Move 3: Isometric Superman Variation
- From Downward Dog, lie on your stomach with your legs straight out behind you and arms extended above your head.
- Clasp your hands together behind your head with your elbows pointing outward.
- Use the strength of your shoulder blades and upper back muscles to lift your torso high. Try to pull your rib cage off of the ground.
- Make sure to keep your neck in line with your spine — don’t tuck your chin during this pose.
- In a traditional Superman, you would lift your feet up as well, but the focus here is your upper body, so feel free to leave the legs down. You will probably still naturally engage the glutes, which is a good thing.
If this position isn't comfortable for your shoulders, extend your arms out straight in front of you instead of behind your head.
Move 4: Isometric Triceps Dip Hold
- Set up a sturdy bench, stool or chair. A couch or bed works fine, too.
- Sit in front of the stool with your legs extended straight in front of you. Your back should barely graze the stool.
- Place your palms flat on top of the stool with your elbows bent.
- Lift your hips off of the ground to create tension. Hold here with a tight core. Don’t allow your shoulders to roll forward!
To modify this exercise, bend your knees to 90 degrees with your thighs parallel to the floor and hold this position. You can also hold with your arms at a lesser angle.
Move 5: Isometric Chaturanga (Push-Up Hold)
- Start in a tabletop position on the floor (on all fours). Your hips should be stacked directly above your knees and your shoulders should be directly above your elbows and wrists.
- Slowly step your right foot back, followed by your left, so that your legs are fully extended behind you. At this point, you should be in a high plank.
- With control, bend your elbows to lower your torso. Bend until your triceps are parallel to the ground. Keep your hips as level as possible — don’t lift them into the air.
- Make sure to engage your core and breathe with control.
You have the option to drop to your knees for this hold if you find that you're struggling to hold the full version for 30 seconds.
Move 6: Isometric External Rotation
- You can kneel or stand for this exercise. Start in the position that’s most comfortable for you.

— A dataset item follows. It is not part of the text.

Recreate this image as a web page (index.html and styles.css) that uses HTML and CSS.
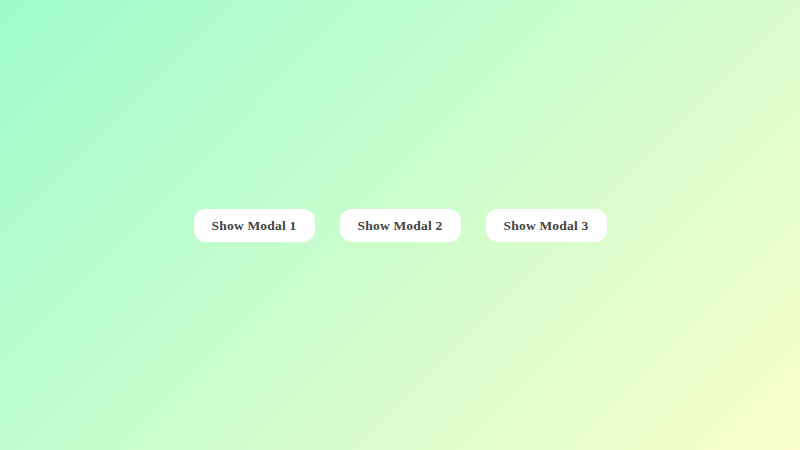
FILE: index.html
```html
<!DOCTYPE html>
<html lang="en">
<head>
<meta charset="utf-8">
<title>Modals</title>
<link rel="stylesheet" href="styles.css">
</head>
<body>
  <main class="stage">
    <div class="actions">
      <button class="open-btn" type="button">Show Modal 1</button>
      <button class="open-btn" type="button">Show Modal 2</button>
      <button class="open-btn" type="button">Show Modal 3</button>
    </div>
  </main>
</body>
</html>
```

FILE: styles.css
```css
html, body {
  margin: 0;
  height: 100%;
}

body {
  background: linear-gradient(135deg, #9efcce 0%, #ccfdcc 50%, #f9fecb 100%);
  font-family: "Liberation Serif", "Times New Roman", serif;
}

.stage {
  height: 100%;
  display: flex;
  align-items: center;
  justify-content: center;
}

.actions {
  display: flex;
  gap: 25px;
}

.open-btn {
  width: 121px;
  height: 33px;
  padding: 1px 0 0;
  border: none;
  border-radius: 12px;
  background: #ffffff;
  color: #444444;
  font-family: inherit;
  font-size: 13.5px;
  font-weight: bold;
  letter-spacing: 0.2px;
  cursor: pointer;
}
```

- Hold your arms at your sides with your elbows bent at a 90-degree angle, and your knuckles facing forward.
- Simultaneously rotate both arms backward while keeping your elbows close to your torso. Think about squeezing your shoulder blades together.
- Rotate as far as your body will let you without feeling any pain.
You may feel a sort of pinch or cramp in this position, rather than a deep burn. While discomfort is okay, don’t push into a range of motion that causes pain.
Move 7: Single-Arm Downward Dog
- From standing, hinge at the hips to bend down and touch the floor in front of your toes. Bend your knees if necessary.
- Walk your hands out until your body makes an upside-down V. Keep your heels pressed into the floor if possible. Draw your navel to your spine, but don’t over-flex your back (don’t curve too much).
- When you’re ready, lift your right hand up and place it behind your back to shift the tension to your left arm and shoulder.
- Hold for 30 seconds before repeating on the other arm.